Brown was an appalled witness to the booing McCann suffered from a sizeable section of the Celtic support when he unfurled the league championship flag on the opening day of the 1998/99 campaign. "He'd stopped 10 in a row, won the League Cup for the first time in 15 years, built a magnificent stadium, assembled a first-team squad with 16 current internationalists, and made a profit. They should have been cheering him from the rafters. Now we can see that episode was the making of him, because people realise how appalling that was."

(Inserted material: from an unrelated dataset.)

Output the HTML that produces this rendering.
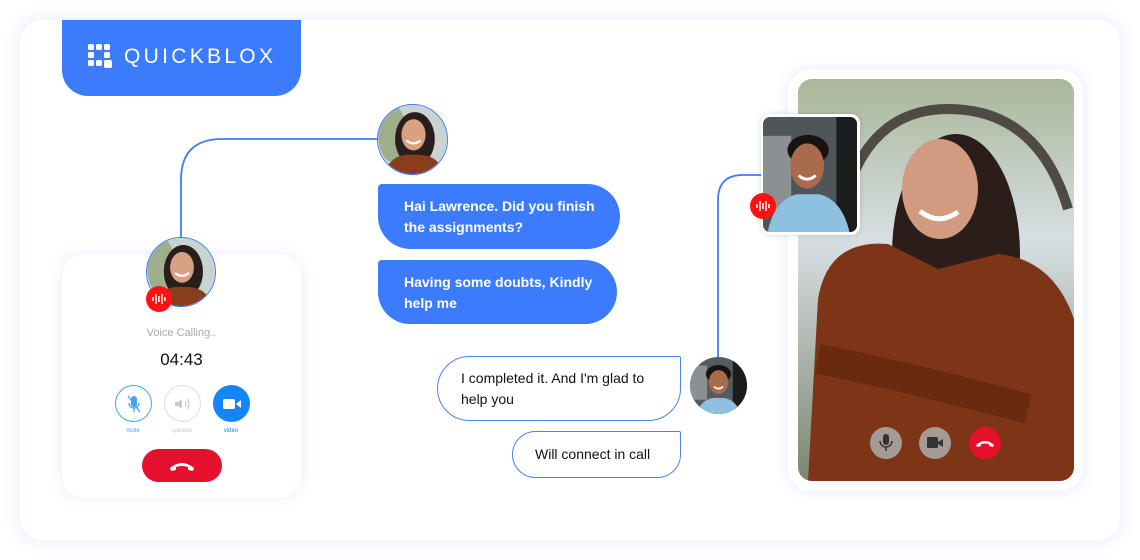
<!DOCTYPE html>
<html><head><meta charset="utf-8"><style>
*{margin:0;padding:0;box-sizing:border-box}
body{width:1140px;height:560px;background:#fff;position:relative;overflow:hidden;font-family:"Liberation Sans",sans-serif}
.abs{position:absolute}
.card{left:20px;top:20px;width:1100px;height:520px;border-radius:22px;background:#fff;box-shadow:0 0 14px 4px rgba(120,150,255,0.13)}
.tab{left:62px;top:20px;width:239px;height:76px;background:#3d7bfd;border-radius:0 0 26px 26px}
.sq{position:absolute;width:6px;height:6px;background:#fff;border-radius:1.5px}
.logo{left:124px;top:45px;color:#fff;font-size:21px;letter-spacing:3.3px;font-weight:400}
.bub{position:absolute;font-size:14px;line-height:21px;font-weight:bold;color:#fff;background:#3d7bfd;padding:12px 0 0 26px}
.wb{position:absolute;font-size:14px;line-height:21px;color:#111;background:#fff;border:1.3px solid #4a82f5}
.av{position:absolute;border-radius:50%;overflow:hidden;border:1.5px solid #3d7bfd;background:#fff}
.rec{position:absolute;width:26px;height:26px;border-radius:50%;background:#f11;display:flex;align-items:center;justify-content:center}
.call{left:62px;top:255px;width:239px;height:242px;border-radius:20px;background:#fff;box-shadow:0 0 12px 3px rgba(120,150,255,0.12)}
.cb{position:absolute;width:37px;height:37px;border-radius:50%;display:flex;align-items:center;justify-content:center}
.lb{position:absolute;font-size:6px;width:50px;text-align:center;top:428px}
</style></head><body>
<svg width="0" height="0" style="position:absolute">
<defs>
<symbol id="woman" viewBox="0 0 100 100">
<rect width="100" height="100" fill="#c9d3cf"/>
<ellipse cx="20" cy="40" rx="20" ry="40" fill="#9fae8c"/>
<ellipse cx="52" cy="48" rx="28" ry="38" fill="#2a1e1c"/>
<ellipse cx="50" cy="42" rx="17" ry="22" fill="#d7a184"/>
<path d="M40 50 Q50 58 60 50" stroke="#fff" stroke-width="3" fill="none"/>
<path d="M8 100 Q15 72 40 70 L60 70 Q88 72 94 100Z" fill="#8a3d1c"/>
</symbol>
<symbol id="man" viewBox="0 0 100 100">
<rect width="100" height="100" fill="#555b5f"/>
<rect x="0" y="15" width="30" height="60" fill="#8a9094"/>
<rect x="75" y="0" width="25" height="100" fill="#1c1c1c"/>
<ellipse cx="50" cy="30" rx="22" ry="16" fill="#1a1210"/>
<ellipse cx="50" cy="44" rx="17" ry="21" fill="#a86c4c"/>
<path d="M42 52 Q50 59 58 52" stroke="#fff" stroke-width="3" fill="none"/>
<path d="M12 100 Q18 76 40 72 L60 72 Q82 76 88 100Z" fill="#8ec0df"/>
</symbol>
</defs>
</svg>

<div class="abs card"></div>
<div class="abs tab"></div>
<div class="abs" style="left:88px;top:44px;width:32px;height:32px">
<div class="sq" style="left:0;top:0"></div><div class="sq" style="left:8px;top:0"></div><div class="sq" style="left:16px;top:0"></div>
<div class="sq" style="left:0;top:8px"></div><div class="sq" style="left:16px;top:8px"></div>
<div class="sq" style="left:0;top:16px"></div><div class="sq" style="left:8px;top:16px"></div><div class="sq" style="left:16px;top:16px;width:8px;height:8px"></div>
</div>
<div class="abs logo">QUICKBLOX</div>

<svg class="abs" style="left:0;top:0" width="1140" height="560">
<path d="M181 238 L181 180 Q181 139 222 139 L378 139" stroke="#3d7bfd" stroke-width="1.8" fill="none"/>
<path d="M718 357 L718 200 Q718 175 743 175 L762 175" stroke="#3d7bfd" stroke-width="1.8" fill="none"/>
</svg>

<div class="abs call"></div>
<div class="av" style="left:146px;top:237px;width:70px;height:70px"><svg width="70" height="70"><use href="#woman"/></svg></div>
<div class="rec" style="left:146px;top:286px"><svg width="14" height="12"><path d="M1 4v4M4 1v10M7 3v6M10 1v10M13 4v4" stroke="#fff" stroke-width="1.5"/></svg></div>
<div class="abs" style="left:62px;width:239px;top:327px;text-align:center;font-size:11px;color:#aaa">Voice Calling..</div>
<div class="abs" style="left:62px;width:239px;top:350px;text-align:center;font-size:17px;color:#111">04:43</div>
<div class="cb" style="left:115px;top:385px;border:1.5px solid #4aa0f0"><svg width="14" height="18"><rect x="4" y="1" width="6" height="11" rx="3" fill="#4aa0f0"/><path d="M2 8a5 5 0 0 0 10 0M7 13v4M1 1l12 16" stroke="#4aa0f0" stroke-width="1.3" fill="none"/></svg></div>
<div class="cb" style="left:164px;top:385px;border:1.5px solid #ddd"><svg width="18" height="14"><path d="M1 5h3l4-3v10l-4-3H1z" fill="#ccc"/><path d="M11 4q2 3 0 6M13 2q4 5 0 10" stroke="#ccc" stroke-width="1.2" fill="none"/></svg></div>
<div class="cb" style="left:213px;top:385px;background:#1585f5"><svg width="18" height="12"><rect x="0" y="1" width="12" height="10" rx="2" fill="#fff"/><path d="M13 6l5-4v8z" fill="#fff"/></svg></div>
<div class="lb" style="left:108px;color:#4aa0f0">mute</div>
<div class="lb" style="left:157px;color:#ccc">speaker</div>
<div class="lb" style="left:206px;color:#1585f5">video</div>
<div class="abs" style="left:142px;top:449px;width:80px;height:33px;border-radius:17px;background:#e5102b;display:flex;align-items:center;justify-content:center"><svg width="26" height="10"><path d="M1 7q12-10 24 0l-1 3-5-1v-3q-6-2-12 0v3l-5 1z" fill="#fff"/></svg></div>

<div class="av" style="left:377px;top:104px;width:71px;height:71px"><svg width="71" height="71"><use href="#woman"/></svg></div>
<div class="bub" style="left:378px;top:184px;width:242px;height:65px;border-radius:4px 33px 33px 33px;padding-top:12px">Hai Lawrence. Did you finish<br>the assignments?</div>
<div class="bub" style="left:378px;top:260px;width:239px;height:64px;border-radius:4px 33px 33px 33px;padding-top:12px">Having some doubts, Kindly<br>help me</div>
<div class="wb" style="left:437px;top:356px;width:244px;height:65px;border-radius:33px 2px 33px 33px;padding:11px 0 0 23px">I completed it. And I'm glad to<br>help you</div>
<div class="wb" style="left:512px;top:431px;width:169px;height:47px;border-radius:24px 2px 24px 24px;padding:12px 0 0 22px">Will connect in call</div>
<div class="av" style="left:690px;top:357px;width:57px;height:57px;border:none"><svg width="57" height="57"><use href="#man"/></svg></div>

<div class="abs" style="left:788px;top:70px;width:295px;height:421px;border-radius:22px;background:#fff;box-shadow:0 0 12px 3px rgba(120,150,255,0.14)"></div>
<div class="abs" style="left:798px;top:79px;width:276px;height:402px;border-radius:14px;overflow:hidden;background:#b9c4c4">
<svg width="276" height="402">
<defs><linearGradient id="bg" x1="0" y1="0" x2="0" y2="1"><stop offset="0" stop-color="#a9b79a"/><stop offset="0.4" stop-color="#d7dfe3"/><stop offset="1" stop-color="#7b8670"/></linearGradient></defs>
<rect width="276" height="402" fill="url(#bg)"/>
<path d="M40 150 Q60 30 150 30 Q240 30 270 130" stroke="#4d4b44" stroke-width="10" fill="none"/>
<ellipse cx="158" cy="175" rx="64" ry="120" fill="#2a1d1a"/>
<ellipse cx="142" cy="110" rx="38" ry="50" fill="#d29a7e"/>
<path d="M122 132 Q140 147 160 133" stroke="#fff" stroke-width="5" fill="none"/>
<path d="M10 402 L20 220 Q30 160 90 165 L140 190 L200 175 Q255 180 276 240 L276 402Z" fill="#7e3517"/>
<path d="M20 280 Q120 300 230 330" stroke="#6a2a10" stroke-width="30" fill="none"/>
<circle cx="88" cy="364" r="16" fill="#a69a96"/>
<rect x="85" y="355" width="6" height="11" rx="3" fill="#333"/><path d="M82 362a6 6 0 0 0 12 0M88 368v4" stroke="#333" stroke-width="1.5" fill="none"/>
<circle cx="137" cy="364" r="16" fill="#a69a96"/>
<rect x="129" y="358" width="11" height="11" rx="1" fill="#333"/><path d="M140 363l5-3v8l-5-3z" fill="#333"/>
<circle cx="187" cy="364" r="16" fill="#e5102b"/>
<path d="M178 366q9-8 18 0l-1 2-4-1v-2q-4-1-8 0v2l-4 1z" fill="#fff"/>
</svg>
</div>
<div class="abs" style="left:761px;top:114px;width:99px;height:121px;border-radius:9px;background:#fff;box-shadow:0 0 6px rgba(0,0,0,0.15)"></div>
<div class="abs" style="left:763px;top:117px;width:94px;height:115px;border-radius:7px;overflow:hidden"><svg width="94" height="115" viewBox="0 0 100 122" preserveAspectRatio="none"><rect width="100" height="122" fill="#4f5559"/><rect x="0" y="20" width="30" height="80" fill="#8a9094"/><rect x="78" y="0" width="22" height="122" fill="#1c1c1c"/><ellipse cx="48" cy="35" rx="22" ry="16" fill="#1a1210"/><ellipse cx="47" cy="52" rx="18" ry="24" fill="#a86c4c"/><path d="M38 62 Q47 70 56 62" stroke="#fff" stroke-width="3" fill="none"/><path d="M5 122 Q12 88 36 82 L60 82 Q84 88 92 122Z" fill="#8ec0df"/></svg></div>
<div class="rec" style="left:750px;top:193px"><svg width="14" height="12"><path d="M1 4v4M4 1v10M7 3v6M10 1v10M13 4v4" stroke="#fff" stroke-width="1.5"/></svg></div>
</body></html>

Brown had a column in the Celtic View and used it to criticise the booing. He said that, in 2050, anyone looking back on Celtic's history would read of two figures eclipsing all others: Jock Stein and McCann. "I was slaughtered in the tabloids for that. But the 'in 2050' part was not reported; that bit was ditched. So there was a terrible reaction. I'm always intrigued when people talk about getting death threats. It seems to be the fashion now to talk about them. We didn't! I had Special Branch attention - it was incredible. In all the time I had known Fergus that [the booing] was the first time I saw him shaken. Part of it might have been the presence of his wife. Elspeth was about two along from me in the directors' box and was just incredulous, the colour drained from her face. Poor woman. It was outrageous that she had to listen to that."
The column entrenched the hostility towards Brown and, realising his position at Celtic had become untenable, he left in November 1998. McCann spoke warmly about him at the time and they remain friends. Brown has taken great pleasure in the eventual reappraisal and appreciation of McCann. "Fergus was an amazing guy. He just did what he thought was right and people could take it or leave it. If you're not worried about the reaction it makes you immensely strong. I remember that, at the end of a working day he always left, sharp. Six o'clock. Out the door."
McCann walked out for the last time in 1999. Sharp, job done, out the door. All these years later, the lovely write-ups are for him.